We Card Program Celebrates 29th Year

The program shines a light on ‘responsible retailing’ of age-restricted products.

September 11, 2024

We Card focuses on training frontline store employees to boost compliance with federal, state and local laws, and the company is highlighting responsible retailing for age-restricted products with We Card Awareness Month.

"There are lots of changes in laws, regulations and age-restricted products sold at retail. In September, we kick off Awareness Month with a focus on elements that help reduce underage access: effective employee training that ensures retail employees are trained-and-confident and ready to deny underage purchase attempts of tobacco, vaping and nicotine pouch products," said Doug Anderson, president of We Card.

Legal compliance with FDA regulations, federal, state and local laws is an important part of "responsible retailing" of age-restricted products. The FDA regularly conducts store inspections to the tune of 9,000 store visits per month. Simultaneously, state government compliance checks also measure retailers' compliance with state youth access laws.

"Keeping tobacco, vaping products, nicotine pouches and all age-restricted products out of the hands of everyone under 21 years old is our top priority," said Lyle Beckwith, senior vice president of government relations for NACS and a We Card founding board member.

"A well-trained staff helps stores establish a reputation as a responsible retailer in their communities," added Beckwith.

During Awareness Month, We Card strongly encourages retailers to take these five important steps:

  1. Train all newly hired employees and re-train veteran employees using comprehensive eLearning training—either store developed or offered through We Card. Make sure to train on FDA requirements of retailers and state law requirements along with role playing practice at "carding" (or ID scanning if that's the store's practice). When employees know what to say as they "card" and deny underage purchase attempts, they can maintain both compliance and serve customers in a customer-service friendly manner.

  2. Update in-store signage and training materials to ensure the store communicates to customers (and reminds employees too) of the "We Card" message.
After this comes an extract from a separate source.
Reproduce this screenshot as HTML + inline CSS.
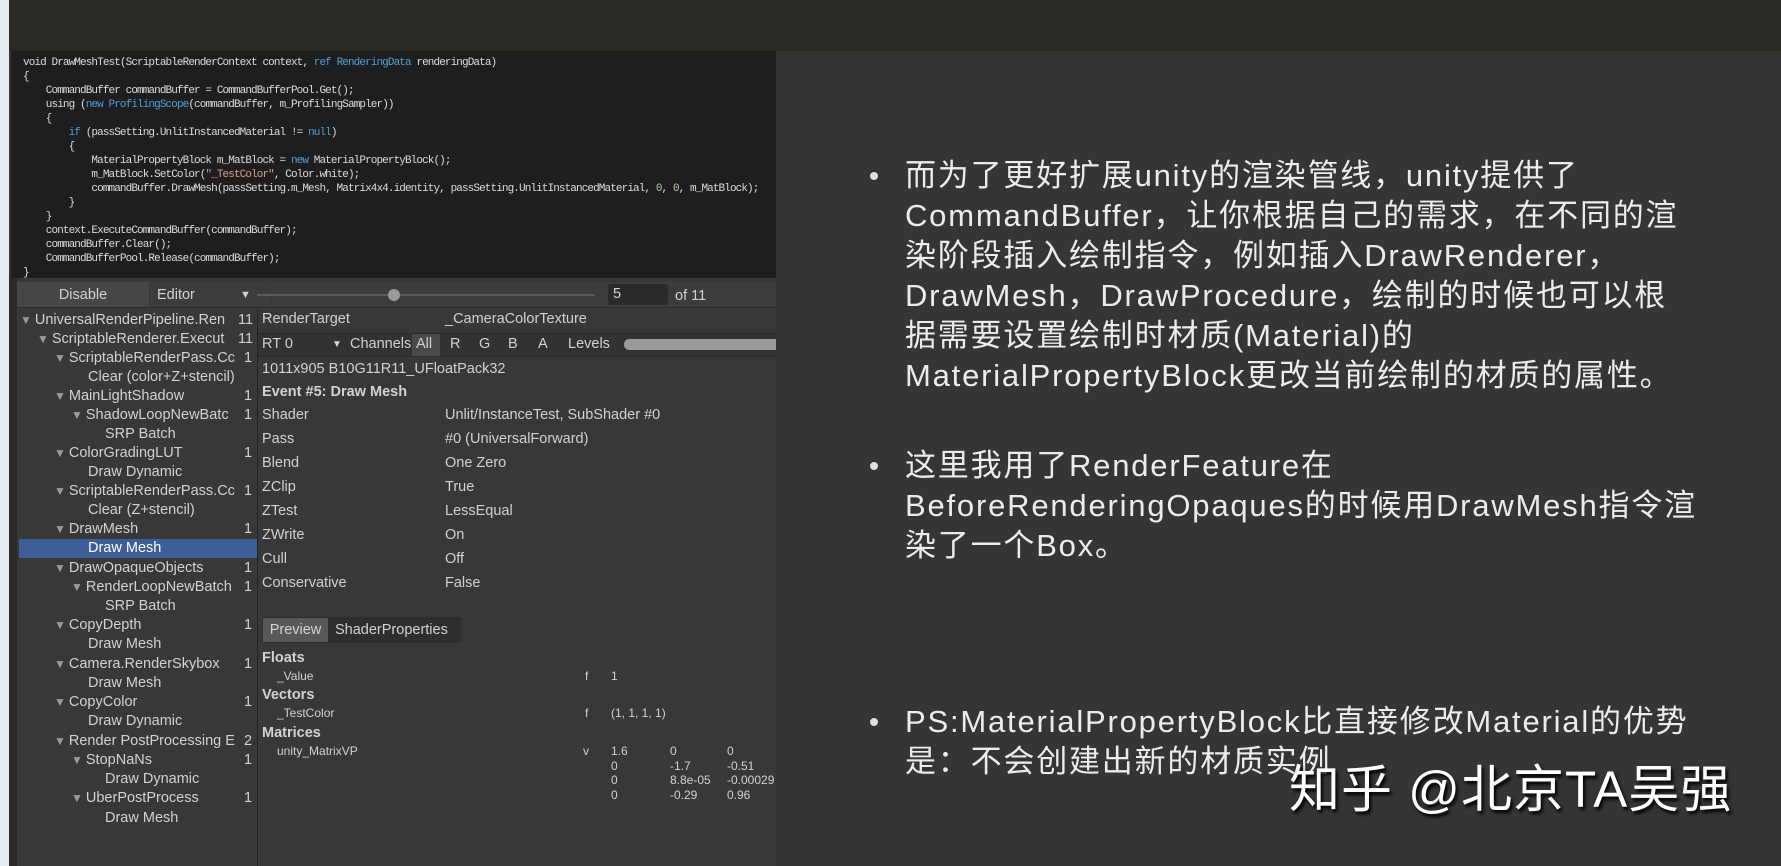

It's important for employees to have the latest tools and information to prevent the underage sale of tobacco and vapor products.

  3. Gauge employee performance through mystery shopping checks to confirm employees are properly "carding" or scanning IDs. We Card's service, ID Check-Up, uses 21+ year old checkers with an online management reporting portal tool.

  4. Compare your store practices against We Card's Guide to Best Practices.

  5. Join in on We Card's campaign to raise awareness of the underage access problem of "social sourcing" by ordering a free in-store campaign kit of materials. Research continues to show that underage youth report getting access to tobacco and vaping products nearly 80% of the time through social sourcing, such as bumming, borrowing or getting an adult to purchase (or give) on their behalf.